- REQUIREMENTS -
Print the listing as it stands, omitting all images.
------ SOURCE DATA
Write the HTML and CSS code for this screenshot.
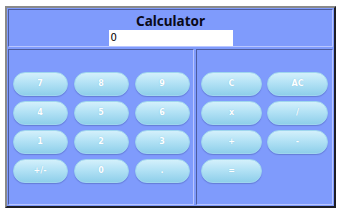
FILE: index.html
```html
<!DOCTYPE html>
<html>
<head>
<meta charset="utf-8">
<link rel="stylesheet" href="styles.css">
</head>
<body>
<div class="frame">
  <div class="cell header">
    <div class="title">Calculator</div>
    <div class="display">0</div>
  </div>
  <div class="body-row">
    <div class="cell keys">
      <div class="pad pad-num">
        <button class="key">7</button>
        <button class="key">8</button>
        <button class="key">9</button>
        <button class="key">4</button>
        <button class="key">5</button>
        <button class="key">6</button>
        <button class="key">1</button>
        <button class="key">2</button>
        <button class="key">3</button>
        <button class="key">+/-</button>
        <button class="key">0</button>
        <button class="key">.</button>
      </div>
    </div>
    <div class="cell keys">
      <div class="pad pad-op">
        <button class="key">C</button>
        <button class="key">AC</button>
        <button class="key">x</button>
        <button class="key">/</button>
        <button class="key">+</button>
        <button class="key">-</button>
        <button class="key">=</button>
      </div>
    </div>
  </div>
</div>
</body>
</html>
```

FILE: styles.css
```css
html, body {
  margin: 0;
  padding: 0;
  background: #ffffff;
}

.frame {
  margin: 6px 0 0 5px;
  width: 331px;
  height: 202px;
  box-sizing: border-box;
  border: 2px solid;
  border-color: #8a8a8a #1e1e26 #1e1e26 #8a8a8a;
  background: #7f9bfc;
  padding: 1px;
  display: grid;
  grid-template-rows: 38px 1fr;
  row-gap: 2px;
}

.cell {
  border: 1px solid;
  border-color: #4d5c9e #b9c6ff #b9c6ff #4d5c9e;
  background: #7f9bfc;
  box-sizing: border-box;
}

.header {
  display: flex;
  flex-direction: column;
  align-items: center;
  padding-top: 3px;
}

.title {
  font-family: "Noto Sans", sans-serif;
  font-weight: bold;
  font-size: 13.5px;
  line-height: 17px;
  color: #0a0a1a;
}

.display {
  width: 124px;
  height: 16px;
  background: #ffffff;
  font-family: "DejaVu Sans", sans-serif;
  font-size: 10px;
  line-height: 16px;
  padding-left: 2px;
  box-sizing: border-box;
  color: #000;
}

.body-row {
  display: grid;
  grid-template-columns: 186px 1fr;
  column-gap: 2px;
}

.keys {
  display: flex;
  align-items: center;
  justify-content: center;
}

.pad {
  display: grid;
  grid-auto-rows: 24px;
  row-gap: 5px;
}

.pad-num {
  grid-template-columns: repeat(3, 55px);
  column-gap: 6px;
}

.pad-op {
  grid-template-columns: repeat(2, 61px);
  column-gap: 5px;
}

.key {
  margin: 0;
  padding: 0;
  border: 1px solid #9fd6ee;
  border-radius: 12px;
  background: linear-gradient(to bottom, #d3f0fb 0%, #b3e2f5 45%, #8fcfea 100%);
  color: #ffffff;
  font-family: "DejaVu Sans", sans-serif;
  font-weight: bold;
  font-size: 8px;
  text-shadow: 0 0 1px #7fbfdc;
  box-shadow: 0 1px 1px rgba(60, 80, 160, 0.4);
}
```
------------
- SOLUTION -
Write the HTML and CSS code for this screenshot.
FILE: index.html
```html
<!DOCTYPE html>
<html>
<head>
<meta charset="utf-8">
<link rel="stylesheet" href="styles.css">
</head>
<body>
<div class="frame">
  <div class="cell header">
    <div class="title">Calculator</div>
    <div class="display">0</div>
  </div>
  <div class="body-row">
    <div class="cell keys">
      <div class="pad pad-num">
        <button class="key">7</button>
        <button class="key">8</button>
        <button class="key">9</button>
        <button class="key">4</button>
        <button class="key">5</button>
        <button class="key">6</button>
        <button class="key">1</button>
        <button class="key">2</button>
        <button class="key">3</button>
        <button class="key">+/-</button>
        <button class="key">0</button>
        <button class="key">.</button>
      </div>
    </div>
    <div class="cell keys">
      <div class="pad pad-op">
        <button class="key">C</button>
        <button class="key">AC</button>
        <button class="key">x</button>
        <button class="key">/</button>
        <button class="key">+</button>
        <button class="key">-</button>
        <button class="key">=</button>
      </div>
    </div>
  </div>
</div>
</body>
</html>
```

FILE: styles.css
```css
html, body {
  margin: 0;
  padding: 0;
  background: #ffffff;
}

.frame {
  margin: 6px 0 0 5px;
  width: 331px;
  height: 202px;
  box-sizing: border-box;
  border: 2px solid;
  border-color: #8a8a8a #1e1e26 #1e1e26 #8a8a8a;
  background: #7f9bfc;
  padding: 1px;
  display: grid;
  grid-template-rows: 38px 1fr;
  row-gap: 2px;
}

.cell {
  border: 1px solid;
  border-color: #4d5c9e #b9c6ff #b9c6ff #4d5c9e;
  background: #7f9bfc;
  box-sizing: border-box;
}

.header {
  display: flex;
  flex-direction: column;
  align-items: center;
  padding-top: 3px;
}

.title {
  font-family: "Noto Sans", sans-serif;
  font-weight: bold;
  font-size: 13.5px;
  line-height: 17px;
  color: #0a0a1a;
}

.display {
  width: 124px;
  height: 16px;
  background: #ffffff;
  font-family: "DejaVu Sans", sans-serif;
  font-size: 10px;
  line-height: 16px;
  padding-left: 2px;
  box-sizing: border-box;
  color: #000;
}

.body-row {
  display: grid;
  grid-template-columns: 186px 1fr;
  column-gap: 2px;
}

.keys {
  display: flex;
  align-items: center;
  justify-content: center;
}

.pad {
  display: grid;
  grid-auto-rows: 24px;
  row-gap: 5px;
}

.pad-num {
  grid-template-columns: repeat(3, 55px);
  column-gap: 6px;
}

.pad-op {
  grid-template-columns: repeat(2, 61px);
  column-gap: 5px;
}

.key {
  margin: 0;
  padding: 0;
  border: 1px solid #9fd6ee;
  border-radius: 12px;
  background: linear-gradient(to bottom, #d3f0fb 0%, #b3e2f5 45%, #8fcfea 100%);
  color: #ffffff;
  font-family: "DejaVu Sans", sans-serif;
  font-weight: bold;
  font-size: 8px;
  text-shadow: 0 0 1px #7fbfdc;
  box-shadow: 0 1px 1px rgba(60, 80, 160, 0.4);
}
```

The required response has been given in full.